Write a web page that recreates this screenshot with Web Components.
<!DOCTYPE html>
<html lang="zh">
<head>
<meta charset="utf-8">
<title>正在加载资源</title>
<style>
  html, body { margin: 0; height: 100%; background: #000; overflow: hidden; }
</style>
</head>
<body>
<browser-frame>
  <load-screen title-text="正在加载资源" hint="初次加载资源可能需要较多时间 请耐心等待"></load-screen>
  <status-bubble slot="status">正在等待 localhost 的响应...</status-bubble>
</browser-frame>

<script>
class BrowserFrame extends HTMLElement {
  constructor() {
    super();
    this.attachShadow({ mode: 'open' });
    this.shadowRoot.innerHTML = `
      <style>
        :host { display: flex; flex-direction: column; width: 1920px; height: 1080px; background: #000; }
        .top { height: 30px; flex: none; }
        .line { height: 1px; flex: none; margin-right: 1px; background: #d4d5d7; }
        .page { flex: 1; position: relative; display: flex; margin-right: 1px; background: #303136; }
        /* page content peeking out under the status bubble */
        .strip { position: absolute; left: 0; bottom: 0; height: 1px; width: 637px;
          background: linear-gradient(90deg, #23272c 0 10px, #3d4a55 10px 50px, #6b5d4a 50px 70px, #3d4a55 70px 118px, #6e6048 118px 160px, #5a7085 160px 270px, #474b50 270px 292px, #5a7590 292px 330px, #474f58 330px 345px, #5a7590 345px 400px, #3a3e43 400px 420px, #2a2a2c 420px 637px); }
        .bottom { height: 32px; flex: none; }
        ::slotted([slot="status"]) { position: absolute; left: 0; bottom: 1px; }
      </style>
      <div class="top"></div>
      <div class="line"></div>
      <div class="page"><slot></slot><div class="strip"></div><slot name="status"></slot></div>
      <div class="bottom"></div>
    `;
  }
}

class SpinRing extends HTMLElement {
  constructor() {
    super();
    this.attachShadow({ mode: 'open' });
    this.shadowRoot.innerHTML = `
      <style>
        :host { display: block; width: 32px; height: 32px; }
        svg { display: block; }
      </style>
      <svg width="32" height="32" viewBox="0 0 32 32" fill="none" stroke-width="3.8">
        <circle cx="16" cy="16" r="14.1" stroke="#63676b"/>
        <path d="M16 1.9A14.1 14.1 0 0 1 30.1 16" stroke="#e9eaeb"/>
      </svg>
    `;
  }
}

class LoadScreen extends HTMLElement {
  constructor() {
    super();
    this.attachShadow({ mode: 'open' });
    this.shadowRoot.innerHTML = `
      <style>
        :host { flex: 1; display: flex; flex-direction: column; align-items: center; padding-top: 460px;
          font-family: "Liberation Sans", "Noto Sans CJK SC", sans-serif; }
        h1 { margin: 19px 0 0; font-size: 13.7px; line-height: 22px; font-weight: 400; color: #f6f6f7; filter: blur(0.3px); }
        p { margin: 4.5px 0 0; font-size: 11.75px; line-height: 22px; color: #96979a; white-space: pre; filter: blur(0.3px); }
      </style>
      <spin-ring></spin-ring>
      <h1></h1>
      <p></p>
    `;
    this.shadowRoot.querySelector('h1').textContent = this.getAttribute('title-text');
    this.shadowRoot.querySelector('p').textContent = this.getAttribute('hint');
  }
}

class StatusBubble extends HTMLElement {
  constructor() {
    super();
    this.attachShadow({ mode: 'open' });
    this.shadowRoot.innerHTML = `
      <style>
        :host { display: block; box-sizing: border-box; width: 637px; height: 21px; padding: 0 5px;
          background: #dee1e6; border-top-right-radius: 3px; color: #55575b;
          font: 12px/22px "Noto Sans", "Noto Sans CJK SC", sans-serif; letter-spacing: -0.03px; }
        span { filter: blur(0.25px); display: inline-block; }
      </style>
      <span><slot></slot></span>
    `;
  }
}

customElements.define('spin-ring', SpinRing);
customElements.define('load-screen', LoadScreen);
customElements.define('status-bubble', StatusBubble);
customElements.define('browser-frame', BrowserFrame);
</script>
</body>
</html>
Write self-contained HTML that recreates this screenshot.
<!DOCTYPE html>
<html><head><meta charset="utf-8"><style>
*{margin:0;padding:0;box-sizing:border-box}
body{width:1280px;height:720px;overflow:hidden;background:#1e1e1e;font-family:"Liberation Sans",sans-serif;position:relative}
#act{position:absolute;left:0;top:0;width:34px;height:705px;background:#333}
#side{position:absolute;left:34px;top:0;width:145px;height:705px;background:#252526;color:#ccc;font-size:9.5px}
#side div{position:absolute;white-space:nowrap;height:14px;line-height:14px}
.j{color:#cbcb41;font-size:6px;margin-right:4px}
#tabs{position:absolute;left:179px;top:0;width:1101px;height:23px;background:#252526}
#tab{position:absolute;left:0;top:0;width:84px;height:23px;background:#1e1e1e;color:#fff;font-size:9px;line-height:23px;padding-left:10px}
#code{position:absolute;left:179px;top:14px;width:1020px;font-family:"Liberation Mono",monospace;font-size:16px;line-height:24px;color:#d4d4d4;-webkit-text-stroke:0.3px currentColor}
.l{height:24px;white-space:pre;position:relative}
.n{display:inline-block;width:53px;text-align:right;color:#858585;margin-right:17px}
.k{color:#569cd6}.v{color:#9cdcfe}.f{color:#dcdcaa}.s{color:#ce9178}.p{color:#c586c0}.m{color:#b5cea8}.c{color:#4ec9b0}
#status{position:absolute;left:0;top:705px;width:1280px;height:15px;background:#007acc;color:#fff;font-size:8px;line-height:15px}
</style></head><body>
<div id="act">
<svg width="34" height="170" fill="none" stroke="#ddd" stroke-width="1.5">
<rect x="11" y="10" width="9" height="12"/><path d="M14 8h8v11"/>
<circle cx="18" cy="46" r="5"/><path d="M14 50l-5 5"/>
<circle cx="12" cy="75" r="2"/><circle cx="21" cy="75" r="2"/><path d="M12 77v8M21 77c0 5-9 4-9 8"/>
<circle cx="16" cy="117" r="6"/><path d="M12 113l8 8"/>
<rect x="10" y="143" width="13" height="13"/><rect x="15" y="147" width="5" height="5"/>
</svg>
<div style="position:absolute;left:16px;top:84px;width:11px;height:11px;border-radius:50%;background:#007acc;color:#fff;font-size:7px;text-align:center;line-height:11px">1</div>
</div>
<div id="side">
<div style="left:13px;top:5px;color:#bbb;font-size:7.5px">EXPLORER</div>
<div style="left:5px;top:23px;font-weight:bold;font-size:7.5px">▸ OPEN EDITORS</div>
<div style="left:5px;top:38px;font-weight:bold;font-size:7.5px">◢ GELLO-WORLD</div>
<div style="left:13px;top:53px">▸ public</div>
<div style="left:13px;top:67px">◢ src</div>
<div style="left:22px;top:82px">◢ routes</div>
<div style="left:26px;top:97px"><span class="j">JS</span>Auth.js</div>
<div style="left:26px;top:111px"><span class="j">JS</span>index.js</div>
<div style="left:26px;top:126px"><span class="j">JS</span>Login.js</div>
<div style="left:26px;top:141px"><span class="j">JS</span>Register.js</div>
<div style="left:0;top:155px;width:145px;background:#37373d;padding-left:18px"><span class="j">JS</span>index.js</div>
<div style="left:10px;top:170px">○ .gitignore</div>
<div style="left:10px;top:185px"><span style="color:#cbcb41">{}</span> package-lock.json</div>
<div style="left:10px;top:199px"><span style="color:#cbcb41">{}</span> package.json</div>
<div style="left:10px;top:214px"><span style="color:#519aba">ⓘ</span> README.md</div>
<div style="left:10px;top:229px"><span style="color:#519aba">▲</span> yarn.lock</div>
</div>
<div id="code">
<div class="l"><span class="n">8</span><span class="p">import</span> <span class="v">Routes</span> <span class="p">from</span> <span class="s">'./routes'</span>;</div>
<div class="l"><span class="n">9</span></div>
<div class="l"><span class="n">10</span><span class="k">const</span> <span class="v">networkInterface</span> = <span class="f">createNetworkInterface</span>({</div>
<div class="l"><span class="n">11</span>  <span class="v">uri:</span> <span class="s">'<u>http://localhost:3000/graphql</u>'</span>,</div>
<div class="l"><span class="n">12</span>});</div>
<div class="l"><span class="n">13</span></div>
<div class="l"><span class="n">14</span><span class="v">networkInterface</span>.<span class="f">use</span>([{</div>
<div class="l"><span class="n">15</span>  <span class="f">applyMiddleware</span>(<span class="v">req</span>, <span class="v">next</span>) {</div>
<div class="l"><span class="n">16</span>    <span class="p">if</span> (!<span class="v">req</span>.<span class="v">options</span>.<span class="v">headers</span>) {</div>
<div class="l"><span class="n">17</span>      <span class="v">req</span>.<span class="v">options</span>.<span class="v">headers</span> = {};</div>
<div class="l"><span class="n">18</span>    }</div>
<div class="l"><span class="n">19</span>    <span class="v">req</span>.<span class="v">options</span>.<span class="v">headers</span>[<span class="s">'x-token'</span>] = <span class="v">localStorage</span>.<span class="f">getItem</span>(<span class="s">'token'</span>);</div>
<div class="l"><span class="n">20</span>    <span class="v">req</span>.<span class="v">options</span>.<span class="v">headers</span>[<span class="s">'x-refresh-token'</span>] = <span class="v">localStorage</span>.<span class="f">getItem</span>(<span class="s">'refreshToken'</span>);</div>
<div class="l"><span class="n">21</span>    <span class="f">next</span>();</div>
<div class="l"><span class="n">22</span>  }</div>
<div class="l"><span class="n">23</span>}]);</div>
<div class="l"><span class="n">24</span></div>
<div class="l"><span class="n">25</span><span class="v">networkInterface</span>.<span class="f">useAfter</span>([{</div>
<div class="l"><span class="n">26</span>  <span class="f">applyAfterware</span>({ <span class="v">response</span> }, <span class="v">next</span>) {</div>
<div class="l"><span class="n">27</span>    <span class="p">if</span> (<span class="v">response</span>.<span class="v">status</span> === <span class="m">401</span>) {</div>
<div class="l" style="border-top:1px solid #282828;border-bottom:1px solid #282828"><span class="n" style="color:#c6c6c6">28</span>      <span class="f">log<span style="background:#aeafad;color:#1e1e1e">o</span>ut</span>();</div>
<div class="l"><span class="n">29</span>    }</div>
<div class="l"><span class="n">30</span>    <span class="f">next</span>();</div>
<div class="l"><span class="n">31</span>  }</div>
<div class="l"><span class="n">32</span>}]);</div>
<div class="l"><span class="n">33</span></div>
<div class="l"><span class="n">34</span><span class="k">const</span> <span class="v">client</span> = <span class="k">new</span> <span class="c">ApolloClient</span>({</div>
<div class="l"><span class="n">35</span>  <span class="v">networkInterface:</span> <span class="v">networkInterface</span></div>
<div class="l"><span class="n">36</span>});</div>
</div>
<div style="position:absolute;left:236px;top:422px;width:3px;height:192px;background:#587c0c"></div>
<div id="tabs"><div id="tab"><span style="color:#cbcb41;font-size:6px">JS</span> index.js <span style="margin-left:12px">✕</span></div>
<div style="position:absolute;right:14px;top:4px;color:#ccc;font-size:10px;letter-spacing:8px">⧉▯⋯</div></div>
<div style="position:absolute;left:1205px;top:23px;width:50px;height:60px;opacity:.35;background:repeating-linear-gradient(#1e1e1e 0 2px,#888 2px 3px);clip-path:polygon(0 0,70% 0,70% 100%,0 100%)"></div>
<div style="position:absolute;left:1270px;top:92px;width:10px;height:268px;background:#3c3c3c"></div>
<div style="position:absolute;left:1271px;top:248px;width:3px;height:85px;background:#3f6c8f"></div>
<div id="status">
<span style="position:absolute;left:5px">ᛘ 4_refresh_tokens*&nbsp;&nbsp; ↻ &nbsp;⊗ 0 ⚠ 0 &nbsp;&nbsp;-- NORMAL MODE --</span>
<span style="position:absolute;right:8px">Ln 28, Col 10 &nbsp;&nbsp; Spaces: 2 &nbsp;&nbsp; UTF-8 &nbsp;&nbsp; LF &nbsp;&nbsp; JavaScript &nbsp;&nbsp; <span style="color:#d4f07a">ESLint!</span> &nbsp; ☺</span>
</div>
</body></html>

*Your instructions*:
Verbatim output is expected for the lines from the start of the data to the line in which "</browser-frame>" appears, both included.

*Response to the exercise*:
Write a web page that recreates this screenshot with Web Components.
<!DOCTYPE html>
<html lang="zh">
<head>
<meta charset="utf-8">
<title>正在加载资源</title>
<style>
  html, body { margin: 0; height: 100%; background: #000; overflow: hidden; }
</style>
</head>
<body>
<browser-frame>
  <load-screen title-text="正在加载资源" hint="初次加载资源可能需要较多时间 请耐心等待"></load-screen>
  <status-bubble slot="status">正在等待 localhost 的响应...</status-bubble>
</browser-frame>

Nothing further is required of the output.